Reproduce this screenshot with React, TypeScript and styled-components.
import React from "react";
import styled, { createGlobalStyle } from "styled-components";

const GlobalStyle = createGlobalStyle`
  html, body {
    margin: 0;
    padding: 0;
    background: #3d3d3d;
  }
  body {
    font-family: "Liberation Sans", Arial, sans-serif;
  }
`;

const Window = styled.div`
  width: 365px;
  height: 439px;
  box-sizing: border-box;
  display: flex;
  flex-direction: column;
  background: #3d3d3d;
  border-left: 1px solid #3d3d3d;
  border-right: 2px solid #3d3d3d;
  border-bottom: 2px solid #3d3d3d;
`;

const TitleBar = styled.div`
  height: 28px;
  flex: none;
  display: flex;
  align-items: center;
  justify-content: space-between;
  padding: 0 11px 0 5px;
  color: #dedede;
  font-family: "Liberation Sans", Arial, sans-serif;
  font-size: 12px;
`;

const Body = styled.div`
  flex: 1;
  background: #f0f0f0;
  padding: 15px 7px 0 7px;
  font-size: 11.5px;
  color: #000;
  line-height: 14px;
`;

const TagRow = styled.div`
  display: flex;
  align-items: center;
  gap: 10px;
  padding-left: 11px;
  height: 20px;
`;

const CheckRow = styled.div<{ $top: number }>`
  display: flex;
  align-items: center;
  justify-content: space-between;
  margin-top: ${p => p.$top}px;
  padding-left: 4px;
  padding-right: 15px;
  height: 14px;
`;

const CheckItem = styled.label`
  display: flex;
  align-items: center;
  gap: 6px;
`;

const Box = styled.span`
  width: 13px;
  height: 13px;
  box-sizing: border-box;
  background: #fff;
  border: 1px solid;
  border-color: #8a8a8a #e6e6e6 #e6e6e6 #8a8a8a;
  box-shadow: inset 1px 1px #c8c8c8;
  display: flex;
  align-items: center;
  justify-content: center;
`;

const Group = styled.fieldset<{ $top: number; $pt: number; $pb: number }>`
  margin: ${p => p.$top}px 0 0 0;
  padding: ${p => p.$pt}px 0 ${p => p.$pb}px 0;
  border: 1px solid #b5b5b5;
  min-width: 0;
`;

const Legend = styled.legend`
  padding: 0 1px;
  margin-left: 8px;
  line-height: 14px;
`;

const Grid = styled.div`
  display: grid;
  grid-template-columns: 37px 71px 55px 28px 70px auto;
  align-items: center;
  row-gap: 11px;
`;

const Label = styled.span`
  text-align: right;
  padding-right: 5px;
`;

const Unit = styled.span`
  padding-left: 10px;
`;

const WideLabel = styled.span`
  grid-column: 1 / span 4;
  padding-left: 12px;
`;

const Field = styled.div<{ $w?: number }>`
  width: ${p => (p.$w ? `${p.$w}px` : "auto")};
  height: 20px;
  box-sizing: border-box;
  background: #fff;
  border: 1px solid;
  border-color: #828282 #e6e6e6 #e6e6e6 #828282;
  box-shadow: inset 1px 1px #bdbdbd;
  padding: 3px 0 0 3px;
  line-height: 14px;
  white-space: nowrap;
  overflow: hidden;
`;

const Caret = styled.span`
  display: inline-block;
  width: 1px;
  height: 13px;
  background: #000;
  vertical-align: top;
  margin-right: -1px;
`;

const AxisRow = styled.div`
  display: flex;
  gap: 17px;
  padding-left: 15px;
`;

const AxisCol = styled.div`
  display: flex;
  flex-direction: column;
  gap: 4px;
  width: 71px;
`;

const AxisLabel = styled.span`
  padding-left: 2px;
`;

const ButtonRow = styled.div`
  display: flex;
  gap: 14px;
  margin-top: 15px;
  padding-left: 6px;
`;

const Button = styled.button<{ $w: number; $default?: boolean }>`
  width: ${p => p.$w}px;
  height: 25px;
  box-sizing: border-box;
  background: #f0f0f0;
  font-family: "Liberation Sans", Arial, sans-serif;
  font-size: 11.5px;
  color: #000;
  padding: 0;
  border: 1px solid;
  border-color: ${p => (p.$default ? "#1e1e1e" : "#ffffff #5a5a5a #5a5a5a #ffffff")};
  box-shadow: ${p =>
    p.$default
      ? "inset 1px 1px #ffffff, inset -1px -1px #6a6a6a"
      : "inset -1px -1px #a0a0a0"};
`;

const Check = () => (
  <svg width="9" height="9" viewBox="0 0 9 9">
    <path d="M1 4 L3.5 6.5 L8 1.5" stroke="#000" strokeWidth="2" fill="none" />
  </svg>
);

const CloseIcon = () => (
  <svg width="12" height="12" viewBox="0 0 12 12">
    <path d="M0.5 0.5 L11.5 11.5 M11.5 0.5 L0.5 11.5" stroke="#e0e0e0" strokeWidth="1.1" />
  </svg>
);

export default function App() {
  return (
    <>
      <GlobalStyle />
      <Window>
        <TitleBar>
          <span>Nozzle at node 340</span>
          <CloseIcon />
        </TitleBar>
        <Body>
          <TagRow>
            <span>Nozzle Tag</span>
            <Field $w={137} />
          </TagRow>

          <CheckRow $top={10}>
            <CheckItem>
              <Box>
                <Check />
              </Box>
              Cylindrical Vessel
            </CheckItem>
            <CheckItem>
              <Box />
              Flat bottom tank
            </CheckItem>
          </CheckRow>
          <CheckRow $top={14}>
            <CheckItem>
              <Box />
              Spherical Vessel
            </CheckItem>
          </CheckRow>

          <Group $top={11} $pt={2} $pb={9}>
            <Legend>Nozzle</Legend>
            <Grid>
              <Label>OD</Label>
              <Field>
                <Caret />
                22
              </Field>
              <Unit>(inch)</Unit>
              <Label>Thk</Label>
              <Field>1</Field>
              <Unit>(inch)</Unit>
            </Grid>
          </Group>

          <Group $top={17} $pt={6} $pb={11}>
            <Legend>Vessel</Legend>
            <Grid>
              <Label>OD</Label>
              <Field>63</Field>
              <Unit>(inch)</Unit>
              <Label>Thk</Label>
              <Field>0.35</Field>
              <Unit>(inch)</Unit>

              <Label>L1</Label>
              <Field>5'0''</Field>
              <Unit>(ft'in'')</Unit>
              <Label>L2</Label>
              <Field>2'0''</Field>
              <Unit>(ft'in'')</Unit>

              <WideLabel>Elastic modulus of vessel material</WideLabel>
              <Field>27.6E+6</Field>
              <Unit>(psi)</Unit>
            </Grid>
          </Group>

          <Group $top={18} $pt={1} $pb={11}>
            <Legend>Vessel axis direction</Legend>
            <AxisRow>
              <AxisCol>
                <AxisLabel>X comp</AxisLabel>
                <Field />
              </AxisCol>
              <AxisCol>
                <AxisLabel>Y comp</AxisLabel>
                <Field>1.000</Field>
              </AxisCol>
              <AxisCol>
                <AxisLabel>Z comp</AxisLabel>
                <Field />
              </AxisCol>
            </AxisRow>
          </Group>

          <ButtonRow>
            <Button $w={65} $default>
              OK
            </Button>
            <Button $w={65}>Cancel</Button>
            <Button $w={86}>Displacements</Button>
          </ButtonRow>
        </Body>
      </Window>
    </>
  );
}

+===+

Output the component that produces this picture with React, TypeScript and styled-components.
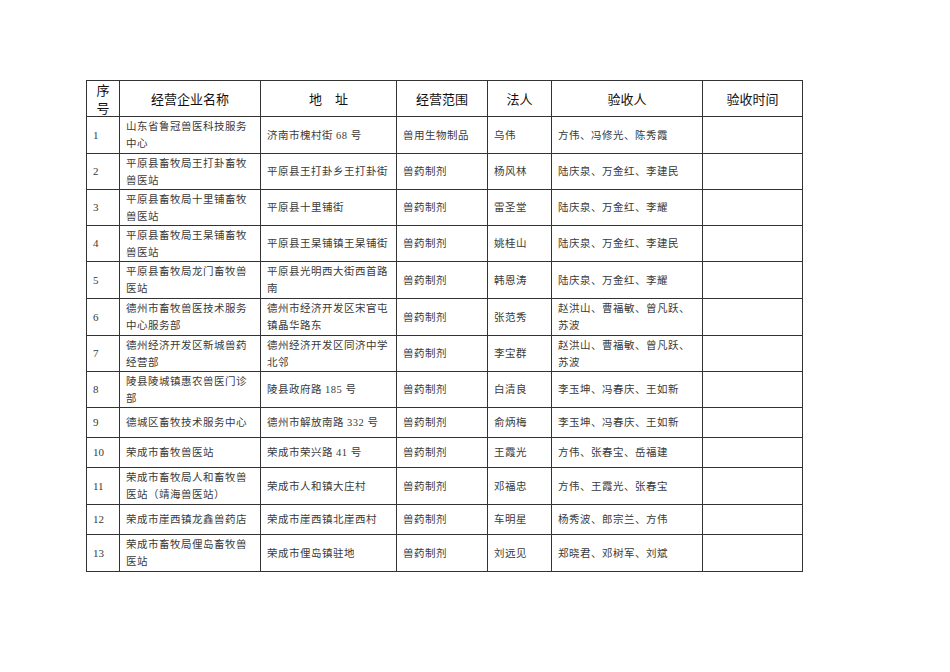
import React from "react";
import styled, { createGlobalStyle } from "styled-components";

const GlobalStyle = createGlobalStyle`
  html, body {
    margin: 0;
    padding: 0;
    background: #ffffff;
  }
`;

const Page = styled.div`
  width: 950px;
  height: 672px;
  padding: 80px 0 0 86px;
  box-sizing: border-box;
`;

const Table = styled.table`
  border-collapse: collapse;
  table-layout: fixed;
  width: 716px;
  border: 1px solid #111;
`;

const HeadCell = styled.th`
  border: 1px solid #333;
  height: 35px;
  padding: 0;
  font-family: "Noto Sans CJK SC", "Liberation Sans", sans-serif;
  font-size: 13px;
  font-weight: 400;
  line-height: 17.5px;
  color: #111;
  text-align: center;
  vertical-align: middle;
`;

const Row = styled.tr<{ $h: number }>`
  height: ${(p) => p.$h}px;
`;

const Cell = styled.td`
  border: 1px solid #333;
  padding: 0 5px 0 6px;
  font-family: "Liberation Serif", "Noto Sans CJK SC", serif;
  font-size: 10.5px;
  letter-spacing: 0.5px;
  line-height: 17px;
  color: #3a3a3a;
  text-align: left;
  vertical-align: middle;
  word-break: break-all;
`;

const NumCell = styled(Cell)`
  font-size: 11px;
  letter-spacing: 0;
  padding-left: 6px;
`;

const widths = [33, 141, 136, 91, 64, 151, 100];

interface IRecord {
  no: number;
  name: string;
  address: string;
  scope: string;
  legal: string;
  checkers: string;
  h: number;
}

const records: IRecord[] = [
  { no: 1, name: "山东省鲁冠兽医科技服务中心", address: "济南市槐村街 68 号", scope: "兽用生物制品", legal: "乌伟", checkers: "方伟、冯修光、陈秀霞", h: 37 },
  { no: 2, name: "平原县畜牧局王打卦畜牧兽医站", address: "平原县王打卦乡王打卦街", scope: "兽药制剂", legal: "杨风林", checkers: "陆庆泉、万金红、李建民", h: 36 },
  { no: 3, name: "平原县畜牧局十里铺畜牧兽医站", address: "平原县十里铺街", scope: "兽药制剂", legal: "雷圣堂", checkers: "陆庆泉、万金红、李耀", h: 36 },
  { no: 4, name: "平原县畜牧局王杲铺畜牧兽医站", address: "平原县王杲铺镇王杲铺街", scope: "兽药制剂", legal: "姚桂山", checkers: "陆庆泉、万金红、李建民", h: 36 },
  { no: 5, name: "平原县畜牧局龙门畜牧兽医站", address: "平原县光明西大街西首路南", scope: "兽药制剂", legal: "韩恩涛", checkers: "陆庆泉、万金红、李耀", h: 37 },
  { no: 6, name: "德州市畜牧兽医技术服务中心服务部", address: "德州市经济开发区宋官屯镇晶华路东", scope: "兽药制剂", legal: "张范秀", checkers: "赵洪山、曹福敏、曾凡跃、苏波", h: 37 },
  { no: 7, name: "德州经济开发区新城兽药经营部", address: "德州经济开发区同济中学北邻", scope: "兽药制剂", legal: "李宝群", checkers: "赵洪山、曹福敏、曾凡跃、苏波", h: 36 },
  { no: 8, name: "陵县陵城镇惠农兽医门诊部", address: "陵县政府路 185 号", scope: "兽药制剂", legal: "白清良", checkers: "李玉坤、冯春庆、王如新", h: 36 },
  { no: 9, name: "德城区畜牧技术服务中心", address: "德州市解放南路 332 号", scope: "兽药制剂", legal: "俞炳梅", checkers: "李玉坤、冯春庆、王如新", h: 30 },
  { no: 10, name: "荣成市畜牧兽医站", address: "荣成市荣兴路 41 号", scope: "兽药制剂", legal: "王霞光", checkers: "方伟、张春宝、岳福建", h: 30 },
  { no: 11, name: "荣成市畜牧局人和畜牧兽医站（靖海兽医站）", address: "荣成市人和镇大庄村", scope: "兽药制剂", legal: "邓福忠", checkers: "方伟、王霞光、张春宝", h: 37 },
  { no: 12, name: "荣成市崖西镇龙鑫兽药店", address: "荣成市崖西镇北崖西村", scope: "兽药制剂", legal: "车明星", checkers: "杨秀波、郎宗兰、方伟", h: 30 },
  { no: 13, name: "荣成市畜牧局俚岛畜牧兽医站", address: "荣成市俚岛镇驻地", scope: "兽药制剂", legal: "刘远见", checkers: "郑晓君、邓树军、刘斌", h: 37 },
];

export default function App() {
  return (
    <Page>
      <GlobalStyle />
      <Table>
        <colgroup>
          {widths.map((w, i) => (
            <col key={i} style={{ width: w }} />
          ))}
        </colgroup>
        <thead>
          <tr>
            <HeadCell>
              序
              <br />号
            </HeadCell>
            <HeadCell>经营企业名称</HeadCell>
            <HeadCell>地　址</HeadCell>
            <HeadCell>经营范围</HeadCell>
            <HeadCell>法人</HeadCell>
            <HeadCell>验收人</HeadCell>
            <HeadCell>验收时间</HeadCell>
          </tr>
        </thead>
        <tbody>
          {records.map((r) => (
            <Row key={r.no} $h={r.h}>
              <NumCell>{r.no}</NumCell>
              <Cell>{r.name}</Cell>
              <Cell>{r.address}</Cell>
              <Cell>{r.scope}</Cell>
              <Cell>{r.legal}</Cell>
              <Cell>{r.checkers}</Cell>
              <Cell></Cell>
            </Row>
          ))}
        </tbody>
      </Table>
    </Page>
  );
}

+===+

_Aim:_ Copy all lines of the material above where the string "this" occurs.

_Reply:_
Reproduce this screenshot with React, TypeScript and styled-components.
Output the component that produces this picture with React, TypeScript and styled-components.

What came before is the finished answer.